TASK INSTRUCTIONS ▸
From the entries below, count the lines with "React". Write only the count.

EXTRACTED DATA ▸
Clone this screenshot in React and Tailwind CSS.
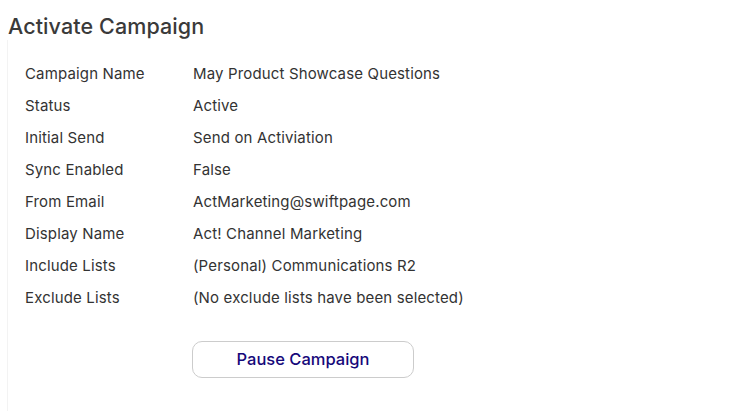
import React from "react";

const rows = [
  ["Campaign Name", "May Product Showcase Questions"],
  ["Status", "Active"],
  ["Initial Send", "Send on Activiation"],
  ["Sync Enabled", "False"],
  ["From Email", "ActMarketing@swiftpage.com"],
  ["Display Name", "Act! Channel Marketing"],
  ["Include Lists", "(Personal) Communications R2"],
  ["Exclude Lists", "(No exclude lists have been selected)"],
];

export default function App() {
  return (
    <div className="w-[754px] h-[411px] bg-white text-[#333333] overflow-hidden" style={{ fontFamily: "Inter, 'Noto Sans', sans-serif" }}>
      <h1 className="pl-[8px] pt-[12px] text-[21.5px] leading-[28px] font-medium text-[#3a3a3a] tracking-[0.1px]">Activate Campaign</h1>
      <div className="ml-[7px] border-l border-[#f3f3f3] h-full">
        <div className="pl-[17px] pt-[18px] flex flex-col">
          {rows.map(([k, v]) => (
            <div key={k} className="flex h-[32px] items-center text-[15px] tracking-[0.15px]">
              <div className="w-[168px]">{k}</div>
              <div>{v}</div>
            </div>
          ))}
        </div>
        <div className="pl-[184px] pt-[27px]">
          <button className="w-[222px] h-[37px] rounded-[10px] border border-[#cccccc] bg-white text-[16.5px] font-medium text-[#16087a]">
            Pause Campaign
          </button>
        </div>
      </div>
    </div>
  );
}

...

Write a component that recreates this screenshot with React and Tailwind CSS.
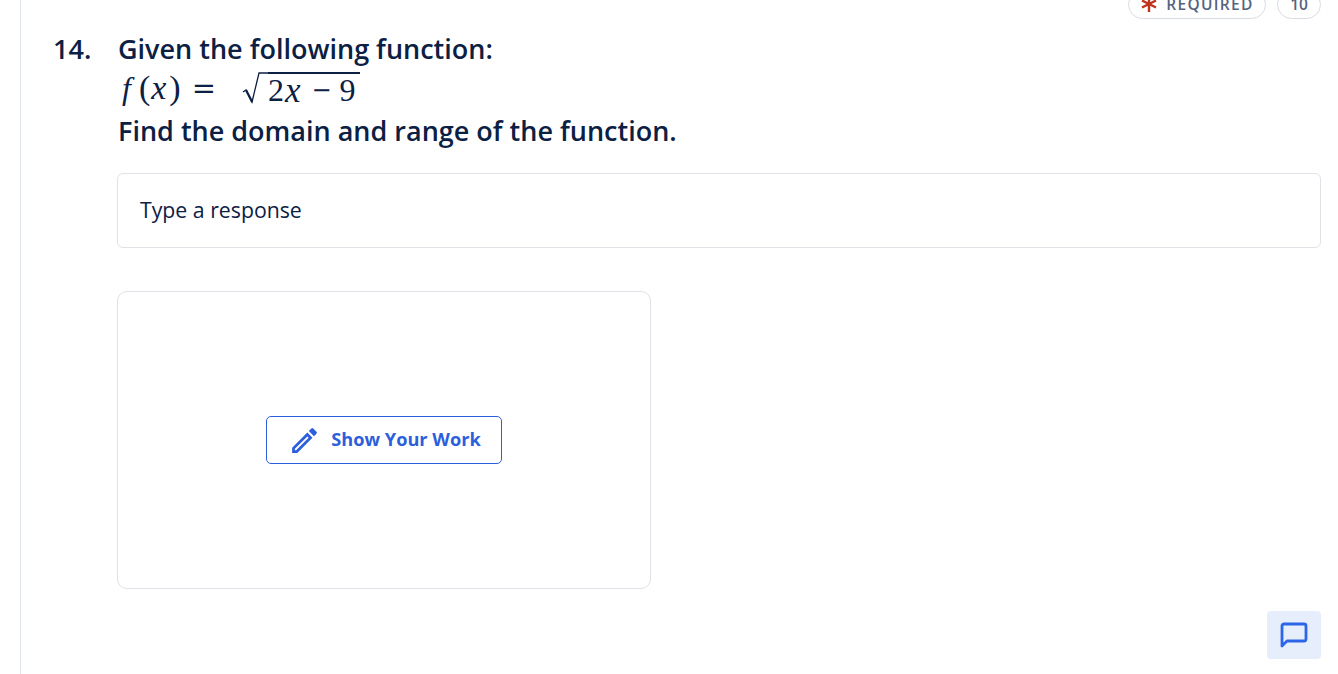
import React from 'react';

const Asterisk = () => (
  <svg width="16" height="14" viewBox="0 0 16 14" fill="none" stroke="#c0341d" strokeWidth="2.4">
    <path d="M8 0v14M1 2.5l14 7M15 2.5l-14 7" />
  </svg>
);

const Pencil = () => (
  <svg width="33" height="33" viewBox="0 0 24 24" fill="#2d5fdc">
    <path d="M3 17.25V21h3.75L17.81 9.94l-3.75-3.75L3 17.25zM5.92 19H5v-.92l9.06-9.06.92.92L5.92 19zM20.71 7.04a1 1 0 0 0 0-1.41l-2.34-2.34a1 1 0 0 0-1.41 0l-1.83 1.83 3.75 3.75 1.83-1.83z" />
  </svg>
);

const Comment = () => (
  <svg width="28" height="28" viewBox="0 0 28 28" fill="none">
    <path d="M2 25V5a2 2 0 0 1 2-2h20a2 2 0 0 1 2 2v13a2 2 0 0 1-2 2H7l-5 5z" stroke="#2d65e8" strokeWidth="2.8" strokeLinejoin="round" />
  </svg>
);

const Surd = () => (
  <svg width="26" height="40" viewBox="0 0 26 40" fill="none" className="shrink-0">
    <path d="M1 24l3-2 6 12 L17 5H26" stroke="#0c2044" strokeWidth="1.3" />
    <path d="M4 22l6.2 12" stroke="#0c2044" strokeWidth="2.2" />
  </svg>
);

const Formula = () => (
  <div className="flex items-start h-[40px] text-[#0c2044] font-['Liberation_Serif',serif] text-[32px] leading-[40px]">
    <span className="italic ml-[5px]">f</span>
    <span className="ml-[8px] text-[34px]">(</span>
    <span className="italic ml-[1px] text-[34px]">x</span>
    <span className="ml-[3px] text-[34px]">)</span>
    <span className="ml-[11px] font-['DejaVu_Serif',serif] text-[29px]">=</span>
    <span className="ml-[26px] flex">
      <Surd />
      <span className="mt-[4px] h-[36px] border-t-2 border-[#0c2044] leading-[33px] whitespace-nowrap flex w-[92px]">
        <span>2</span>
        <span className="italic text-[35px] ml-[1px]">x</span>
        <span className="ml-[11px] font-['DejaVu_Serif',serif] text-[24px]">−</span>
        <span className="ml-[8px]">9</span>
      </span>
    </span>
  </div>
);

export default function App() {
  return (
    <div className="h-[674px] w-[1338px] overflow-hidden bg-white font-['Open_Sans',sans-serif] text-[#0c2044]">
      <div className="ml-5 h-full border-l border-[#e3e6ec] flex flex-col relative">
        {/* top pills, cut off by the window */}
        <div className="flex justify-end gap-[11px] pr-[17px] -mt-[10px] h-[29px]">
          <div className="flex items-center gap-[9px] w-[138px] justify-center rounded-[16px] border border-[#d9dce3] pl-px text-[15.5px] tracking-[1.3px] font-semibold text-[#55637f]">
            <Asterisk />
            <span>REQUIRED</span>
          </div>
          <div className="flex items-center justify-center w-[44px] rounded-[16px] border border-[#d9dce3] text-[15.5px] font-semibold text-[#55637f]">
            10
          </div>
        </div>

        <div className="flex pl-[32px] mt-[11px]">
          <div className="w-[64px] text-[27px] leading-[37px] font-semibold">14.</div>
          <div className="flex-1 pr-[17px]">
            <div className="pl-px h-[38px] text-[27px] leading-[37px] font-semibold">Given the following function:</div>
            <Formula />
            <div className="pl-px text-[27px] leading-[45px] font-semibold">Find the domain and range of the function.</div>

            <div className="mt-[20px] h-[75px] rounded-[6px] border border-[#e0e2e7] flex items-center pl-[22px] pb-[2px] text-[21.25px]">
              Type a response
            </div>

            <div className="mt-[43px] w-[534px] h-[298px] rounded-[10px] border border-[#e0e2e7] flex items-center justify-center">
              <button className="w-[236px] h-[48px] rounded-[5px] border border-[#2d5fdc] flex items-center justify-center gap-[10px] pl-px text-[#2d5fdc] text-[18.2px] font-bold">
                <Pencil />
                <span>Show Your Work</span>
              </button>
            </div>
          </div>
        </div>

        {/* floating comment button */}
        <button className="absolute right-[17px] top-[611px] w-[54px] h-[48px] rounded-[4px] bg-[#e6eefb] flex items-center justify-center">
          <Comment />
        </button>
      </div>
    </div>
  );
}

EXERCISE RESULT ▸
4